There is, of course, nothing new in America’s dilemma. From the invention of the stirrup (and hence heavy cavalry) to the use of nuclear weapons, history has seen technology confer fleeting military advantage. One of the most instructive examples was the near simultaneous emergence of mass railway transportation, telegraphic communication and rapid-firing field artillery in the mid nineteenth century. At a stroke, the number of men that could be quickly concentrated at a single point was increased exponentially, where they could be commanded for the first time beyond the range of the human voice to contest a much more lethal and therefore less dense battlefield. Never again would a single human brain comprehend the total battle, in the style of Alexander the Great or Napoleon Bonaparte. The industrialisation of warfare had begun, for which the Prussians and, later, the Germans would show a precocious vocation, as the history of the late nineteenth and early twentieth centuries attests.

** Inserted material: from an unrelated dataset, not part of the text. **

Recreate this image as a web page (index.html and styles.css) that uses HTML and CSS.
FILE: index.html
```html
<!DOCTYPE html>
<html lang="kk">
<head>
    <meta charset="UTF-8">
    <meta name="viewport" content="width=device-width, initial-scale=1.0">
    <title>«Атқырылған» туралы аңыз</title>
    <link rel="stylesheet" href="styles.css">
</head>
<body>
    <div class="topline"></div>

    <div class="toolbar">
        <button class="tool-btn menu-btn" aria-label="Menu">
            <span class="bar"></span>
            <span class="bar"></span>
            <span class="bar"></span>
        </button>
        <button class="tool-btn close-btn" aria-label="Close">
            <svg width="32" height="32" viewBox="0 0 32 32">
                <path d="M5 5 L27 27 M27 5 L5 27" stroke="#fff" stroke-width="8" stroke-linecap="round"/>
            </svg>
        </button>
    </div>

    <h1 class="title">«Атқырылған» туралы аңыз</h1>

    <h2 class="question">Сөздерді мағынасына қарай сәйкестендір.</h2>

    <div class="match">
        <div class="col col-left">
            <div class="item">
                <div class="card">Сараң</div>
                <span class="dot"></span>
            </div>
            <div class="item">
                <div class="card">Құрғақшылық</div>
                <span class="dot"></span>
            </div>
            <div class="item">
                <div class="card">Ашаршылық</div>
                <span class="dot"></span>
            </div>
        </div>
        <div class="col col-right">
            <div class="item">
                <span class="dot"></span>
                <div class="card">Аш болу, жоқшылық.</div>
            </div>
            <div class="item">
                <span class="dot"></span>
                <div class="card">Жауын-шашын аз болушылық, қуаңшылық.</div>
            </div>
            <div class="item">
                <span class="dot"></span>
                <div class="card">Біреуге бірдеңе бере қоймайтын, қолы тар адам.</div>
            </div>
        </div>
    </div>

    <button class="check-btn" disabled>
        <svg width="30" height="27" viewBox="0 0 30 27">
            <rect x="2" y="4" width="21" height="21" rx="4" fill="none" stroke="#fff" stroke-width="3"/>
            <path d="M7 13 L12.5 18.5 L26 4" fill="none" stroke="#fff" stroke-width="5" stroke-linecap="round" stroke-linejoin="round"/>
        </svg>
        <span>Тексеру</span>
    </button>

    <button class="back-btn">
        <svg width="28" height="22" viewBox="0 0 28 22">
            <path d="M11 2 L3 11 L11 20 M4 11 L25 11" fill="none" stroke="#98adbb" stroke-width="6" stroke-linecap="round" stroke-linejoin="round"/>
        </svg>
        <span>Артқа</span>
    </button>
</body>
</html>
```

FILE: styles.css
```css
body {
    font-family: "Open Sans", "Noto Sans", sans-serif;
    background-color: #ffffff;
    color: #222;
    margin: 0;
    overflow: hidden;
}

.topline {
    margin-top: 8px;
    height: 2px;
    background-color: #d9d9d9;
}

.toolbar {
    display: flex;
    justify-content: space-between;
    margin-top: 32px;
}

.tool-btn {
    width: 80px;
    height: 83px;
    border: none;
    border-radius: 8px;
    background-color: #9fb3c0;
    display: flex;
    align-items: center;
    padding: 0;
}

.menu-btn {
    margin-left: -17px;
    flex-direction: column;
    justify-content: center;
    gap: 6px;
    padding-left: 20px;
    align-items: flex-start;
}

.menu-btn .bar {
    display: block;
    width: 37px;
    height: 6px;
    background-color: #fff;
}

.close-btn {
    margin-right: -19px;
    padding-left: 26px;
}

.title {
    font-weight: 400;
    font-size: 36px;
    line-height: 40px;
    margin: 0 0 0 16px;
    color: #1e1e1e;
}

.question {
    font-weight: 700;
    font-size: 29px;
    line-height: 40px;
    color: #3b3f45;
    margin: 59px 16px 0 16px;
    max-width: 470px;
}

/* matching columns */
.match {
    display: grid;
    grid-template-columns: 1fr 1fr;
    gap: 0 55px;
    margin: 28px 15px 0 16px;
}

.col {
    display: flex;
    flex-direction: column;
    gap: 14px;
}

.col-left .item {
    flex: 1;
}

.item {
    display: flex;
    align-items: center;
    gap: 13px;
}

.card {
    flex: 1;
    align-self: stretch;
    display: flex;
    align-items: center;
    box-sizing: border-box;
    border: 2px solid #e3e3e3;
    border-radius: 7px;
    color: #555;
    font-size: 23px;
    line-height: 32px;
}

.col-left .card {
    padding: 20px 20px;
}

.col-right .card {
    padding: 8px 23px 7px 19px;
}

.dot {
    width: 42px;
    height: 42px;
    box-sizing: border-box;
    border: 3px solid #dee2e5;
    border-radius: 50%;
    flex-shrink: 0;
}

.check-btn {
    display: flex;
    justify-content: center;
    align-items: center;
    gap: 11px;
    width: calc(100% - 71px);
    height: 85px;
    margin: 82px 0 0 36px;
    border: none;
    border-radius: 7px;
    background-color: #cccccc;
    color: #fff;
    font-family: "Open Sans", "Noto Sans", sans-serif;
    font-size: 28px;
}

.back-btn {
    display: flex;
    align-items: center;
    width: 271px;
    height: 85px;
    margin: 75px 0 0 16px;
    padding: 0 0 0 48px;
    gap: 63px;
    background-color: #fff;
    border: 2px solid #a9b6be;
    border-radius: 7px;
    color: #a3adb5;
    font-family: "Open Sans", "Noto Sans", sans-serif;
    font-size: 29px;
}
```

Indeed, the US has faced exactly the same problem before. In the 1950s, Soviet conventional superiority was countered by the development of a US nuclear armoury in what became known in the trade as the "first offset strategy" (1OS). The US changed the terms of the conflict, to its advantage. By the 1970s the Russians had achieved nuclear parity and the US response was to embark on a "second offset strategy" (2OS) comprising a generation of precision guided munitions that restored their conventional edge; an edge they are now in danger of losing.

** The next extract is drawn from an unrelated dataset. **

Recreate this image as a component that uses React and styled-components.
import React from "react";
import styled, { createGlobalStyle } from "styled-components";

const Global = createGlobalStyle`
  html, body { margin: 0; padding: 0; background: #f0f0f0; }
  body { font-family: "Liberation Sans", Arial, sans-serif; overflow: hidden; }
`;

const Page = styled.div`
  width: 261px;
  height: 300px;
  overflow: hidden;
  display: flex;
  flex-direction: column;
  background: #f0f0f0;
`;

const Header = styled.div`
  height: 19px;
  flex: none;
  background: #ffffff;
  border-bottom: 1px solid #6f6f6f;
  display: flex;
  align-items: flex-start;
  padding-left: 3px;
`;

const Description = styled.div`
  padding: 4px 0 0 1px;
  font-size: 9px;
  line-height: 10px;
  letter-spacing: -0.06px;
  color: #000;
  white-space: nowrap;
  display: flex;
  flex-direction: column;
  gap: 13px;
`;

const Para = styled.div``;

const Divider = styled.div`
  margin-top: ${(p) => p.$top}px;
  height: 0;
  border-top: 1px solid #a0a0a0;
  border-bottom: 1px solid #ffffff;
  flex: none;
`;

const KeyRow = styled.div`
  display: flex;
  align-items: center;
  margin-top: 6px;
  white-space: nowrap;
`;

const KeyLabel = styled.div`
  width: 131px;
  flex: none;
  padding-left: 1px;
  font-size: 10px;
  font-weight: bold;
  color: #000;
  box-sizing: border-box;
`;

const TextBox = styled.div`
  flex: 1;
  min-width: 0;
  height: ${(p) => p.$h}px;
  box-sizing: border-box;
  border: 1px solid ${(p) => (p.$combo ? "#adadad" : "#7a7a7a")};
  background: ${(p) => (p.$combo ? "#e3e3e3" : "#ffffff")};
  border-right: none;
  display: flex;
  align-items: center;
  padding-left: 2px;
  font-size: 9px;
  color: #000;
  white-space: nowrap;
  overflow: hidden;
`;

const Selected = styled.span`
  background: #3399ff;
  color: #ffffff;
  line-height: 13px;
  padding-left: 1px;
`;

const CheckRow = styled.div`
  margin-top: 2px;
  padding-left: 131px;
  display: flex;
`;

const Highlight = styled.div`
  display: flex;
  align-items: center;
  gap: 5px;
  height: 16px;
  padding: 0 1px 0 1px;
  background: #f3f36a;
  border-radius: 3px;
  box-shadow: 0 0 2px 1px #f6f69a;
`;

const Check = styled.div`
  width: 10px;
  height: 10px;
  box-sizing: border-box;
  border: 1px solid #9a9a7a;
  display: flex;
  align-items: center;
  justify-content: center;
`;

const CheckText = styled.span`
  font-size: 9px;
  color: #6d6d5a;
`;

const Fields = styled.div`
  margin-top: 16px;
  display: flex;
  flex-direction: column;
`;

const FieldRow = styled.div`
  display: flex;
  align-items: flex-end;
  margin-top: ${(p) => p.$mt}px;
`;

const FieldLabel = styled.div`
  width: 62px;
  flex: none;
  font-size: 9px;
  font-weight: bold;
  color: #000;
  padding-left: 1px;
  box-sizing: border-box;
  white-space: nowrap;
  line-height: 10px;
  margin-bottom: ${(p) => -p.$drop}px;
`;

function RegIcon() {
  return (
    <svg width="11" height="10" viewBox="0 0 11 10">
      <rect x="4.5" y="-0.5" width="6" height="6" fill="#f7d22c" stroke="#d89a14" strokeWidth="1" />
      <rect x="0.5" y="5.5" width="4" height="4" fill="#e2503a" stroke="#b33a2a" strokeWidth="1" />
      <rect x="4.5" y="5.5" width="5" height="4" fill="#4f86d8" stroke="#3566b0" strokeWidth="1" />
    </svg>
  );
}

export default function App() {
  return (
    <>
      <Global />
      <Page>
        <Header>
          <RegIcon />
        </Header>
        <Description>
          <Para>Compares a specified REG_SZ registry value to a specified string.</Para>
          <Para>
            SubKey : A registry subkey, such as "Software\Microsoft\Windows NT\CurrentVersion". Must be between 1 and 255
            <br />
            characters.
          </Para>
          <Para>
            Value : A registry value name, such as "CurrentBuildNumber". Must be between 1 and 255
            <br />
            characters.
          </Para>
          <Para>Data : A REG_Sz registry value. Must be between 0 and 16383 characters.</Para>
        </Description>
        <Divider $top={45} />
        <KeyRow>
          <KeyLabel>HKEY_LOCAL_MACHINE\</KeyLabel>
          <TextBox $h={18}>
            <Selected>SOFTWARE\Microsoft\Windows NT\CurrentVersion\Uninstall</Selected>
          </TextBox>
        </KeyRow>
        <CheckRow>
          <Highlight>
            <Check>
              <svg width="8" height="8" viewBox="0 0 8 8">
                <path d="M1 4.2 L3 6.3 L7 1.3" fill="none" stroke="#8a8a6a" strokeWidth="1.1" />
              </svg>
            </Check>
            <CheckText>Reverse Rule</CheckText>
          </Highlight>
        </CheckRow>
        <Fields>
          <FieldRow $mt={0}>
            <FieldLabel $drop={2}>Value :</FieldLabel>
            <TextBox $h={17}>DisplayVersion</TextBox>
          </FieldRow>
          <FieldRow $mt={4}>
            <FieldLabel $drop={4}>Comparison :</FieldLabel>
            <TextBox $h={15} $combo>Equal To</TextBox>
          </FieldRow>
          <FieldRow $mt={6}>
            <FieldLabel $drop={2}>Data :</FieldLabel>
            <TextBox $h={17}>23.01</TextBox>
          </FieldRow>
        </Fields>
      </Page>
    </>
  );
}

As it contemplates the third offset strategy (3OS), America faces some novel problems. First, there is none of the simple clarity of the Cold War in the current strategic landscape. A single, definitive enemy has been replaced by a much larger cast in conflicts that might be nuclear, conventional or counter terrorist in nature. Second, professional soldiers are expensive items and pension liabilities typically exceed the cost of major equipment programmes; only the successful marriage of people and technology can increase military productivity. Third, and most important, the military does not hold the technological aces. The leading edge of data processing, autonomy, robotic, cyber and miniaturised technologies lies in Silicon Valley and not in US government research establishments. In turn this has led to a rather curious dialogue between those dressed in uniforms and those more comfortable in T-shirts, for whom a shared world view is not immediately apparent. For the techies, military contracts represent an exquisite dilemma: juicy profits, but at the cost of reputational compromise and, perhaps, intellectual property rights. The dilemma is nicely captured by Google’s acquisition of the niche defence contractor, Boston Dynamics, and its complete inability to subsequently find a way of working with the Pentagon. Meanwhile, the FBI vs Apple tells us everything we need to know about the tensions between private confidentiality and public security that the Faustian pact between state and service provider will continue to test.

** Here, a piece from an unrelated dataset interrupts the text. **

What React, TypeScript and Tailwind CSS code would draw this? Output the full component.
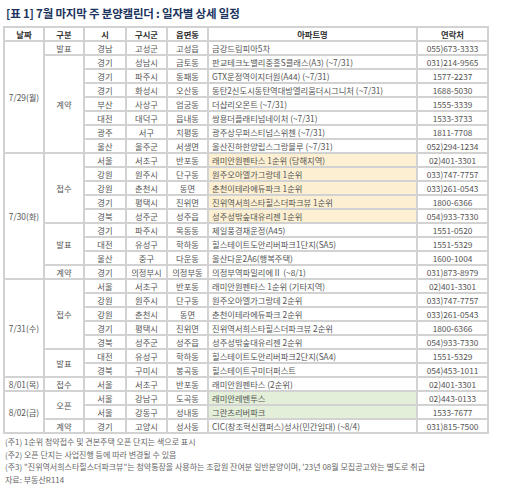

So, some tricky issues will have to be negotiated. But what might 3OS look like in practical terms? A few snapshots might help: big data analytics will mean the replacement of secret intelligence by open sources; cyber attack, information operations, artillery fire and air-delivered weapons will be equal means of bombarding an enemy; 3D printing, telemedicine and robot-assisted surgery will transform logistic support to America's armed forces. But perhaps a single image captures it best: a small group of concealed special forces soldiers using flawlessly connected monitors to view an integrated data and optical image of the battlefield before employing remote robotic weapon platforms to engage the enemy more closely. Put another way, a single human mind might once again comprehend the total battle.